◆ **GIVEN INSTRUCTION**:
Restate the data exactly as given and keep the pictures out.

—————

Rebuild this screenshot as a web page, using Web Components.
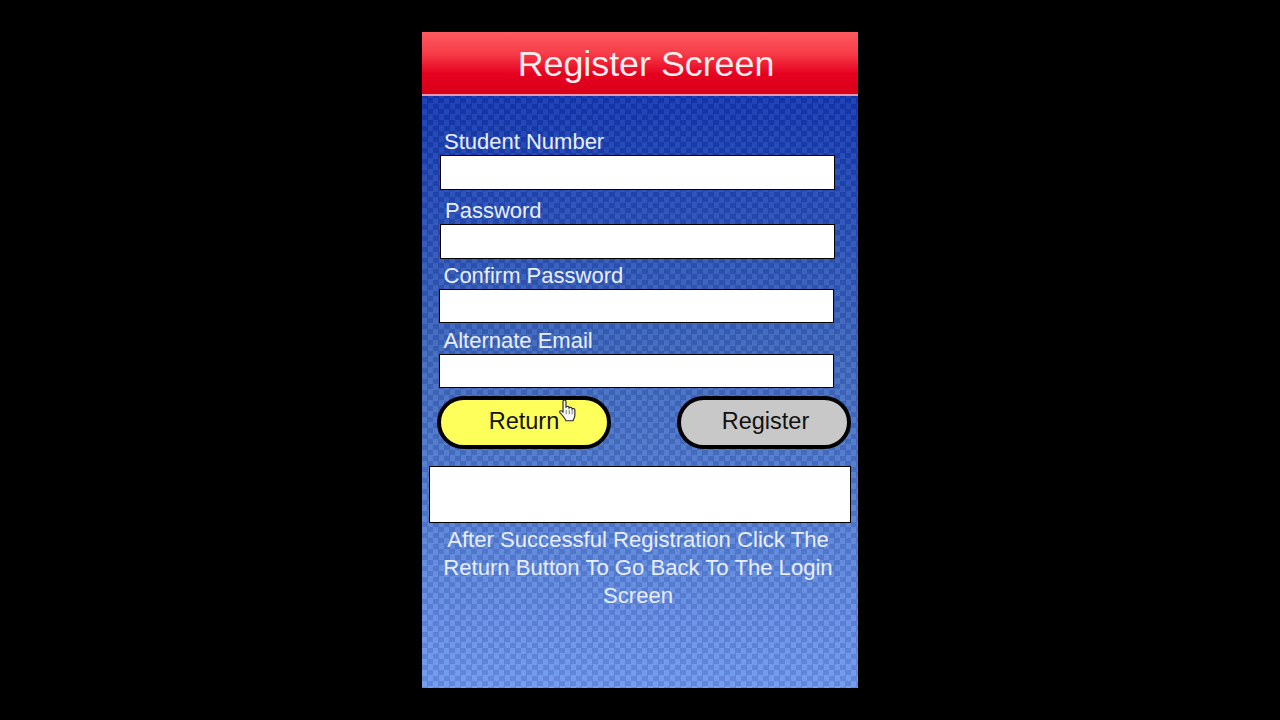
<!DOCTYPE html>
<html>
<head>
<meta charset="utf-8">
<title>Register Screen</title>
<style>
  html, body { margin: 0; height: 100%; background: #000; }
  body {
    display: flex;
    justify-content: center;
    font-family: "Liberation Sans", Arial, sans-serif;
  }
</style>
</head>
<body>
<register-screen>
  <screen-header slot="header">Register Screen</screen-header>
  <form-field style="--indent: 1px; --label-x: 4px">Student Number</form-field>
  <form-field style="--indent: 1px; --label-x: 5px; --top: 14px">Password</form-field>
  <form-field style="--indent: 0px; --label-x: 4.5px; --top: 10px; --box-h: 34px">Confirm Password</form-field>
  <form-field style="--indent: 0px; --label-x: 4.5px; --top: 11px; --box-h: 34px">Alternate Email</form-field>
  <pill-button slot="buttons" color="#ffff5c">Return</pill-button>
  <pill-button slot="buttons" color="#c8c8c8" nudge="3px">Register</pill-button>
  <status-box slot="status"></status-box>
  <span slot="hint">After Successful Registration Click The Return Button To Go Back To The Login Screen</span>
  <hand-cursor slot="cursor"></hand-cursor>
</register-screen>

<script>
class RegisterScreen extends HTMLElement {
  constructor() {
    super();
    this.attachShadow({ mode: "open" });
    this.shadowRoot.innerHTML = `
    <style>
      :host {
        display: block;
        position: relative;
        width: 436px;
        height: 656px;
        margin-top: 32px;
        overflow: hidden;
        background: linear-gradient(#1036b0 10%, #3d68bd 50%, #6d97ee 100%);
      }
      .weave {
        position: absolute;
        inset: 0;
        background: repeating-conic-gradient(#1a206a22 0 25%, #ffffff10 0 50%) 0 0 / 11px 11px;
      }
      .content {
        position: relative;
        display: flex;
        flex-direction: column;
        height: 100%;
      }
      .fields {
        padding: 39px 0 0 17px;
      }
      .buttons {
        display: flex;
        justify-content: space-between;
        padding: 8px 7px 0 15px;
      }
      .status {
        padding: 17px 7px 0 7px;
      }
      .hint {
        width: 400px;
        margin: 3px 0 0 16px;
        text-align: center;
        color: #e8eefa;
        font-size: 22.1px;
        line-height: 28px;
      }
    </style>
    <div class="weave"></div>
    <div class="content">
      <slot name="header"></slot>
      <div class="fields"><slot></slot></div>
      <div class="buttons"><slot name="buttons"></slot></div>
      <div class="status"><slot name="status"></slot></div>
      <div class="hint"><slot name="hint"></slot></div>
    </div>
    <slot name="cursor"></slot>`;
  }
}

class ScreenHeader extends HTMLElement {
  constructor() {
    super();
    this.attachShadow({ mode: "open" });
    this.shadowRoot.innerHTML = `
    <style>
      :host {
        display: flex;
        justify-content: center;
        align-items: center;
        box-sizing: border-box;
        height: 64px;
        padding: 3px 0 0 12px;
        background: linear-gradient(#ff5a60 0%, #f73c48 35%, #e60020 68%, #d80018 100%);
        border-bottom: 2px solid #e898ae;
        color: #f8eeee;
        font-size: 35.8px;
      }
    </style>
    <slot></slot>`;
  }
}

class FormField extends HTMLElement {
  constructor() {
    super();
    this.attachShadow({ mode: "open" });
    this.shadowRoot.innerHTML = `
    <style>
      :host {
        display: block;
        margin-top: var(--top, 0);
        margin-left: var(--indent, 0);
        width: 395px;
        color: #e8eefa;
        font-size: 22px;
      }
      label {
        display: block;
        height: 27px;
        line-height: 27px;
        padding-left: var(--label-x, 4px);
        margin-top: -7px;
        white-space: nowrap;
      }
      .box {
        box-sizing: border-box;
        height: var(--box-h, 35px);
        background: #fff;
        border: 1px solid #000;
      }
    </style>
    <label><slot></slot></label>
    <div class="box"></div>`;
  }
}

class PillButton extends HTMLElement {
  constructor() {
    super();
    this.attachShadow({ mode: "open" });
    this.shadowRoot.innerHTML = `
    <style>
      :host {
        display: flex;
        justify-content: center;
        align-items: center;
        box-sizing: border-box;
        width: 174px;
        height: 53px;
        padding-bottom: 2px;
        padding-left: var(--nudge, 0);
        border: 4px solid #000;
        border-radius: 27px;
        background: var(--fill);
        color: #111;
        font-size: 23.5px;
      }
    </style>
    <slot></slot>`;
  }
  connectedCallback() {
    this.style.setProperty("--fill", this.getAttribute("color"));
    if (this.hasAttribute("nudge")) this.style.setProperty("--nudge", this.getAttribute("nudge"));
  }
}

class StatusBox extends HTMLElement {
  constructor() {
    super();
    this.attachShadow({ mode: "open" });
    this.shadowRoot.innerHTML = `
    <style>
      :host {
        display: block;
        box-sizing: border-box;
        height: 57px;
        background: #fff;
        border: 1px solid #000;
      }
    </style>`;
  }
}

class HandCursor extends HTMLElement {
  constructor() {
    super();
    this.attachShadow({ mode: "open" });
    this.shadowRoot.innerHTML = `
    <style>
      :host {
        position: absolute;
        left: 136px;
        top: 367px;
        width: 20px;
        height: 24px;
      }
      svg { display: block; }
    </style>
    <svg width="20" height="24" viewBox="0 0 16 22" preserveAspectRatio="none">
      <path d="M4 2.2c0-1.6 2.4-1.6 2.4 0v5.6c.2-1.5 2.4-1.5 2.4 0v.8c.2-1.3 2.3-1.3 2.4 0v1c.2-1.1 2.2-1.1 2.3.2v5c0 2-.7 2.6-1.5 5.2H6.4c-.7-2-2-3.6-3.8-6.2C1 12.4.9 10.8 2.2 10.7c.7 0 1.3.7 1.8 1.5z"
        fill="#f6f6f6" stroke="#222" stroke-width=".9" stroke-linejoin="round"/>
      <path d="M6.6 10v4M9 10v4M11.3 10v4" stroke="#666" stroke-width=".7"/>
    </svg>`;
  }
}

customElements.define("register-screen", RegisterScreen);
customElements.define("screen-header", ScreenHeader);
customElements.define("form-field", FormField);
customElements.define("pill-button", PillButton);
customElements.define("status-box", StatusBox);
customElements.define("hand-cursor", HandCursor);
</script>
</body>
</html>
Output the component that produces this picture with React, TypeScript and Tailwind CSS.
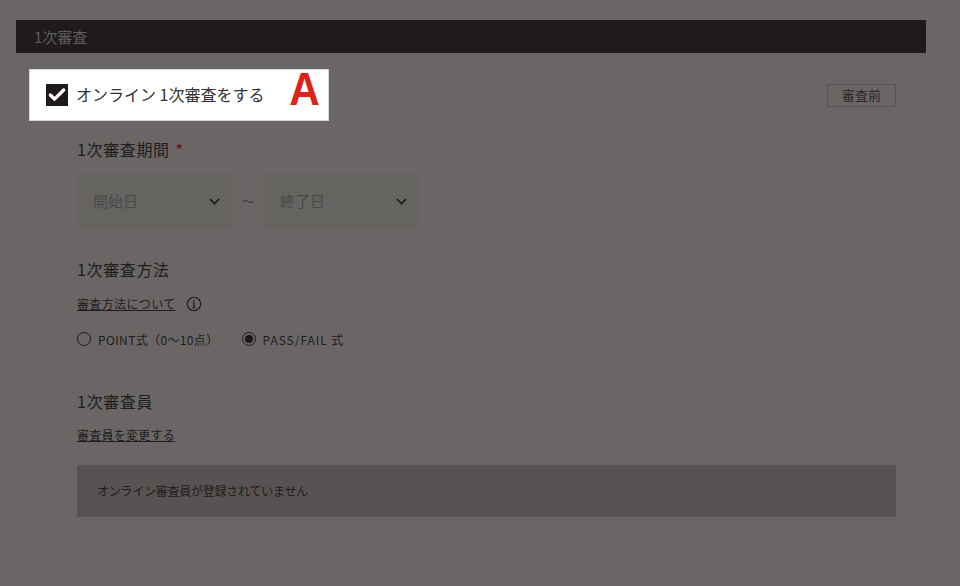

—————

◆ **OUTPUT OF THE EXERCISE**:
Rebuild this screenshot as a web page, using Web Components.
<!DOCTYPE html>
<html>
<head>
<meta charset="utf-8">
<title>Register Screen</title>
<style>
  html, body { margin: 0; height: 100%; background: #000; }
  body {
    display: flex;
    justify-content: center;
    font-family: "Liberation Sans", Arial, sans-serif;
  }
</style>
</head>
<body>
<register-screen>
  <screen-header slot="header">Register Screen</screen-header>
  <form-field style="--indent: 1px; --label-x: 4px">Student Number</form-field>
  <form-field style="--indent: 1px; --label-x: 5px; --top: 14px">Password</form-field>
  <form-field style="--indent: 0px; --label-x: 4.5px; --top: 10px; --box-h: 34px">Confirm Password</form-field>
  <form-field style="--indent: 0px; --label-x: 4.5px; --top: 11px; --box-h: 34px">Alternate Email</form-field>
  <pill-button slot="buttons" color="#ffff5c">Return</pill-button>
  <pill-button slot="buttons" color="#c8c8c8" nudge="3px">Register</pill-button>
  <status-box slot="status"></status-box>
  <span slot="hint">After Successful Registration Click The Return Button To Go Back To The Login Screen</span>
  <hand-cursor slot="cursor"></hand-cursor>
</register-screen>

<script>
class RegisterScreen extends HTMLElement {
  constructor() {
    super();
    this.attachShadow({ mode: "open" });
    this.shadowRoot.innerHTML = `
    <style>
      :host {
        display: block;
        position: relative;
        width: 436px;
        height: 656px;
        margin-top: 32px;
        overflow: hidden;
        background: linear-gradient(#1036b0 10%, #3d68bd 50%, #6d97ee 100%);
      }
      .weave {
        position: absolute;
        inset: 0;
        background: repeating-conic-gradient(#1a206a22 0 25%, #ffffff10 0 50%) 0 0 / 11px 11px;
      }
      .content {
        position: relative;
        display: flex;
        flex-direction: column;
        height: 100%;
      }
      .fields {
        padding: 39px 0 0 17px;
      }
      .buttons {
        display: flex;
        justify-content: space-between;
        padding: 8px 7px 0 15px;
      }
      .status {
        padding: 17px 7px 0 7px;
      }
      .hint {
        width: 400px;
        margin: 3px 0 0 16px;
        text-align: center;
        color: #e8eefa;
        font-size: 22.1px;
        line-height: 28px;
      }
    </style>
    <div class="weave"></div>
    <div class="content">
      <slot name="header"></slot>
      <div class="fields"><slot></slot></div>
      <div class="buttons"><slot name="buttons"></slot></div>
      <div class="status"><slot name="status"></slot></div>
      <div class="hint"><slot name="hint"></slot></div>
    </div>
    <slot name="cursor"></slot>`;
  }
}

class ScreenHeader extends HTMLElement {
  constructor() {
    super();
    this.attachShadow({ mode: "open" });
    this.shadowRoot.innerHTML = `
    <style>
      :host {
        display: flex;
        justify-content: center;
        align-items: center;
        box-sizing: border-box;
        height: 64px;
        padding: 3px 0 0 12px;
        background: linear-gradient(#ff5a60 0%, #f73c48 35%, #e60020 68%, #d80018 100%);
        border-bottom: 2px solid #e898ae;
        color: #f8eeee;
        font-size: 35.8px;
      }
    </style>
    <slot></slot>`;
  }
}

class FormField extends HTMLElement {
  constructor() {
    super();
    this.attachShadow({ mode: "open" });
    this.shadowRoot.innerHTML = `
    <style>
      :host {
        display: block;
        margin-top: var(--top, 0);
        margin-left: var(--indent, 0);
        width: 395px;
        color: #e8eefa;
        font-size: 22px;
      }
      label {
        display: block;
        height: 27px;
        line-height: 27px;
        padding-left: var(--label-x, 4px);
        margin-top: -7px;
        white-space: nowrap;
      }
      .box {
        box-sizing: border-box;
        height: var(--box-h, 35px);
        background: #fff;
        border: 1px solid #000;
      }
    </style>
    <label><slot></slot></label>
    <div class="box"></div>`;
  }
}

class PillButton extends HTMLElement {
  constructor() {
    super();
    this.attachShadow({ mode: "open" });
    this.shadowRoot.innerHTML = `
    <style>
      :host {
        display: flex;
        justify-content: center;
        align-items: center;
        box-sizing: border-box;
        width: 174px;
        height: 53px;
        padding-bottom: 2px;
        padding-left: var(--nudge, 0);
        border: 4px solid #000;
        border-radius: 27px;
        background: var(--fill);
        color: #111;
        font-size: 23.5px;
      }
    </style>
    <slot></slot>`;
  }
  connectedCallback() {
    this.style.setProperty("--fill", this.getAttribute("color"));
    if (this.hasAttribute("nudge")) this.style.setProperty("--nudge", this.getAttribute("nudge"));
  }
}

class StatusBox extends HTMLElement {
  constructor() {
    super();
    this.attachShadow({ mode: "open" });
    this.shadowRoot.innerHTML = `
    <style>
      :host {
        display: block;
        box-sizing: border-box;
        height: 57px;
        background: #fff;
        border: 1px solid #000;
      }
    </style>`;
  }
}

class HandCursor extends HTMLElement {
  constructor() {
    super();
    this.attachShadow({ mode: "open" });
    this.shadowRoot.innerHTML = `
    <style>
      :host {
        position: absolute;
        left: 136px;
        top: 367px;
        width: 20px;
        height: 24px;
      }
      svg { display: block; }
    </style>
    <svg width="20" height="24" viewBox="0 0 16 22" preserveAspectRatio="none">
      <path d="M4 2.2c0-1.6 2.4-1.6 2.4 0v5.6c.2-1.5 2.4-1.5 2.4 0v.8c.2-1.3 2.3-1.3 2.4 0v1c.2-1.1 2.2-1.1 2.3.2v5c0 2-.7 2.6-1.5 5.2H6.4c-.7-2-2-3.6-3.8-6.2C1 12.4.9 10.8 2.2 10.7c.7 0 1.3.7 1.8 1.5z"
        fill="#f6f6f6" stroke="#222" stroke-width=".9" stroke-linejoin="round"/>
      <path d="M6.6 10v4M9 10v4M11.3 10v4" stroke="#666" stroke-width=".7"/>
    </svg>`;
  }
}

customElements.define("register-screen", RegisterScreen);
customElements.define("screen-header", ScreenHeader);
customElements.define("form-field", FormField);
customElements.define("pill-button", PillButton);
customElements.define("status-box", StatusBox);
customElements.define("hand-cursor", HandCursor);
</script>
</body>
</html>
Output the component that produces this picture with React, TypeScript and Tailwind CSS.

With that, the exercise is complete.